Repeat the material exactly from its first line to the line that includes "within your choice.</p>". Skip pictures.

╭──

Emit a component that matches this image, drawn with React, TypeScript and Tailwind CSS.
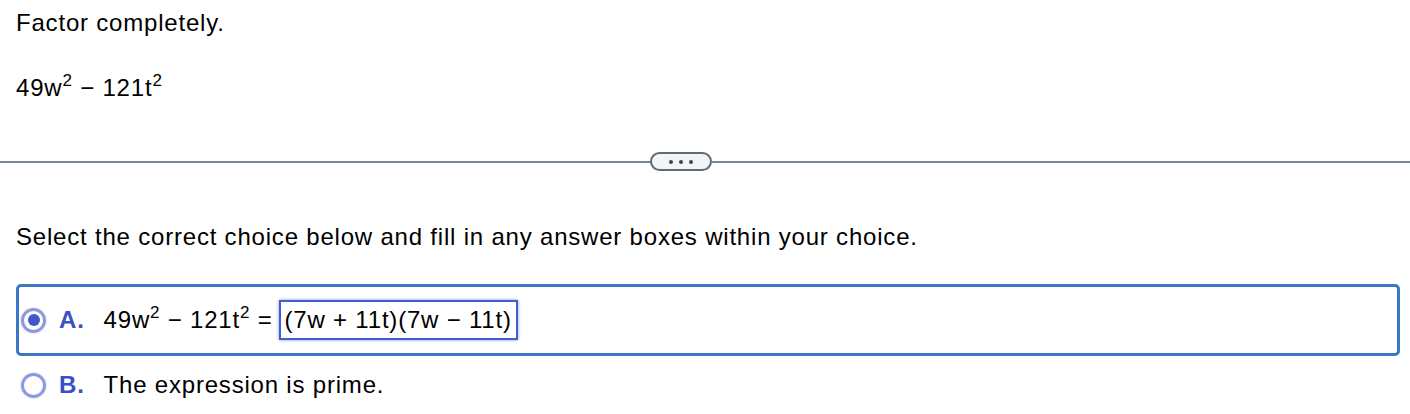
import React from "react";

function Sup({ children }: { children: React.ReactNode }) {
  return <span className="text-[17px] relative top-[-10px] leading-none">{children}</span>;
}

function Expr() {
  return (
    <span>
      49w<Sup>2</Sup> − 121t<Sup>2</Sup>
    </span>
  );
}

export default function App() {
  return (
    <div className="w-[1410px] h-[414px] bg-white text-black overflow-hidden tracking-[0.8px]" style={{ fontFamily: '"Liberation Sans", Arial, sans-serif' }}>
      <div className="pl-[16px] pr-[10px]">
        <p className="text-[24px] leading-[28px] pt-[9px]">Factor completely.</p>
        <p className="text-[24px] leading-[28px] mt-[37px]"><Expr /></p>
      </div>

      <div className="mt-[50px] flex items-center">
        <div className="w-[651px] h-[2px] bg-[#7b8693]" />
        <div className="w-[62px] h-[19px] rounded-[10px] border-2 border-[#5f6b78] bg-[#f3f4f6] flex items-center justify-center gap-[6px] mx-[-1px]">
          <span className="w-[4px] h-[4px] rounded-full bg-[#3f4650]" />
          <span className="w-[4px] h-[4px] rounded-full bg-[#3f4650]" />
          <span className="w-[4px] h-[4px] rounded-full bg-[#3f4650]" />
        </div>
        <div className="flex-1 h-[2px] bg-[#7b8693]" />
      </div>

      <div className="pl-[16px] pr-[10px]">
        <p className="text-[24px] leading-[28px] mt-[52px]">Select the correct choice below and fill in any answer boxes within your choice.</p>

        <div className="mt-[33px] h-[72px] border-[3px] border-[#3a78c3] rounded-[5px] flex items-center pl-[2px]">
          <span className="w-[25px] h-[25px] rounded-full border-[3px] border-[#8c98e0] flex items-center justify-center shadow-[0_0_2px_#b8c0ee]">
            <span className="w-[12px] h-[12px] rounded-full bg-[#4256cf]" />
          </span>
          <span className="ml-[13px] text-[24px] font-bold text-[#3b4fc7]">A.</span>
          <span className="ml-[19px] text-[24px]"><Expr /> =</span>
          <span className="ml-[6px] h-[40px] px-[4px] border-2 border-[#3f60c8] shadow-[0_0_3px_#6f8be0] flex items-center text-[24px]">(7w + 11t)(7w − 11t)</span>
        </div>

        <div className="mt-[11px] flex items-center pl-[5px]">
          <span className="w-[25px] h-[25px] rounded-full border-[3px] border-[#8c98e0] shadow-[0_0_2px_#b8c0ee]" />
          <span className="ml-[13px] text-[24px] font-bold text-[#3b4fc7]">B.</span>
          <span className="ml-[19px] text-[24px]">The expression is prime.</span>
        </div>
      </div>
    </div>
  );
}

╰──

Expected output ->
Emit a component that matches this image, drawn with React, TypeScript and Tailwind CSS.
import React from "react";

function Sup({ children }: { children: React.ReactNode }) {
  return <span className="text-[17px] relative top-[-10px] leading-none">{children}</span>;
}

function Expr() {
  return (
    <span>
      49w<Sup>2</Sup> − 121t<Sup>2</Sup>
    </span>
  );
}

export default function App() {
  return (
    <div className="w-[1410px] h-[414px] bg-white text-black overflow-hidden tracking-[0.8px]" style={{ fontFamily: '"Liberation Sans", Arial, sans-serif' }}>
      <div className="pl-[16px] pr-[10px]">
        <p className="text-[24px] leading-[28px] pt-[9px]">Factor completely.</p>
        <p className="text-[24px] leading-[28px] mt-[37px]"><Expr /></p>
      </div>

      <div className="mt-[50px] flex items-center">
        <div className="w-[651px] h-[2px] bg-[#7b8693]" />
        <div className="w-[62px] h-[19px] rounded-[10px] border-2 border-[#5f6b78] bg-[#f3f4f6] flex items-center justify-center gap-[6px] mx-[-1px]">
          <span className="w-[4px] h-[4px] rounded-full bg-[#3f4650]" />
          <span className="w-[4px] h-[4px] rounded-full bg-[#3f4650]" />
          <span className="w-[4px] h-[4px] rounded-full bg-[#3f4650]" />
        </div>
        <div className="flex-1 h-[2px] bg-[#7b8693]" />
      </div>

      <div className="pl-[16px] pr-[10px]">
        <p className="text-[24px] leading-[28px] mt-[52px]">Select the correct choice below and fill in any answer boxes within your choice.</p>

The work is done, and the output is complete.